As always your points are well made. When marketing tosses poorly qualified registrants “over the wall”, sales becomes wary of future leads until fully vetted and the separation between church (marketing) and state (sales) continues.
Of course the type of product being sold, length of sales cycle, level of complexity, sales cycle costs, price, etc. all play a part in this dance.
One of the most significant challenges has always been in closing this gap between Marketing and Sales. Sales is charged with delivering on quota; marketing is charged with creating the collateral that you mention and programs or campaigns to generate demand that result in high scoring ready to buy leads.
Sales 2.0 in my mind means that the tools and technology can, when leveraged correctly and collaboratively, close that gap.
I believe a more symptomatic problem is the fact that most folks are still focusing on the specific person who raise their hand with that registration.
Rarely in B2B where the product is complex and the selling/evaluation cycles are long is that single person responsible for the purchase. Typically there are layers of approval and several buying factions who will determine product requirements. Even though most of us know this, sales still phone hounds that individual and marketing cranks up the email offer machine.
When the economic buying power is limited by general market conditions as it is today and both sales and marketing teams are tackling the lead scoring and nurturing process at the specific individual level several things start to happen. Pressure builds for marketing to DELIVER more leads with similar pressure for sales to DELIVER pipeline/revenue.
How many times does the conversation occur where marketing says to sales, “just tell me what you want me to do, what campaigns can I execute in your territory?” and sales says “just give me what you’ve got, calling them is better than calling cold.”
When the Marketing Funnel that you mention is light on “ready to buy” leads, or well nurtured high scoring leads, something has to be passed to pass along to sales even though they are really just registrants.
If the Sales pipeline is light on active evaluation cycles the sales person begins to do their own marketing i.e cold calling, emailing, or they simply pass the pressure along to those that are evaluating products.
In this Sales 2.0 world these two efforts must become unified. In my mind Sales 2.0 does not only mean that we have the tools to Socially Network, Track, Nurture, and Email to discover leads. It also means that we have the tools to discover, detect, and solve likely challenges being faced by our prospects.
From a pure prospecting point of view, I believe that there is significant value in both sales and marketing discussing the campaign trending data particular to an individual target at the company and industry level. This information typically resides in marketing before an individual “lead” is ever identified.
If there is evidence that many people from a specific company or industry are hitting your web site and consuming your collateral offers then that is an indication that the company or industry is looking to solve a problem.
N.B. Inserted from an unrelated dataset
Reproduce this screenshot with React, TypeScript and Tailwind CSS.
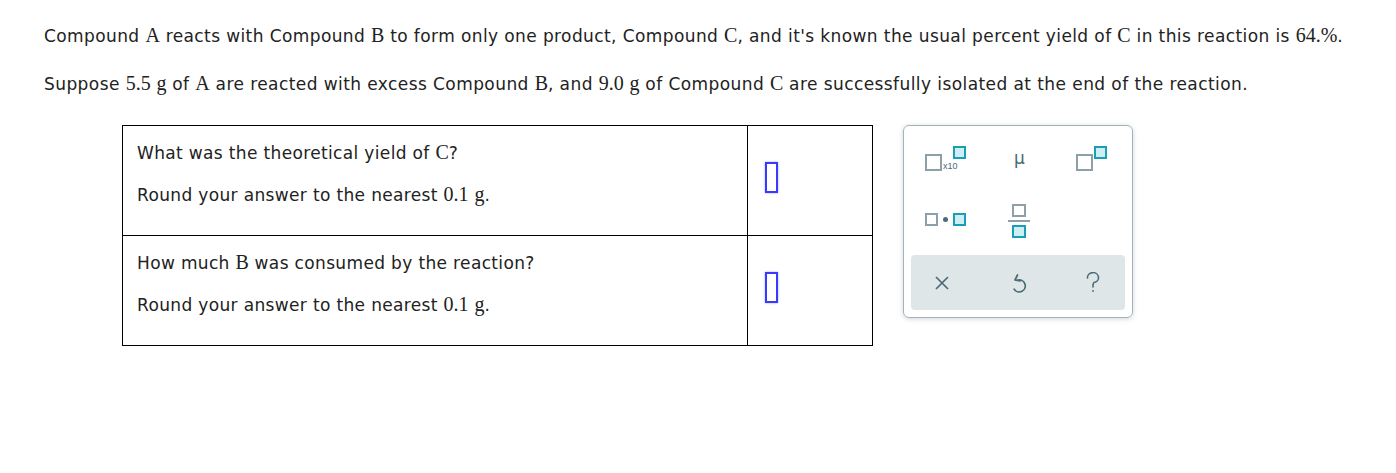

If sales and marketing understand who the most active targets are at the prospect company or industry level they can develop and communicate even more pertinent value and actually earn the right of entry to prove to the prospective company that the problem can be solved.
From a marketing perspective they can find more contacts that might be interested in their nurturing educational offers. Sales can focus on discovering specific business issues and decision makers where the product can deliver value. Collaboratively, sales and marketing can create and execute a penetration strategy that is focused and valuable to both the target company and the pursuing vendor.
Even though we operate in a Sales 2.0 environment the Sales 1.0 method of discovering a prospect that has the need to buy and creating a willingness to evaluate your products is still the rule that creates the gold.
Thanks again for the great posts. I enjoyed your book and appreciate your contributions.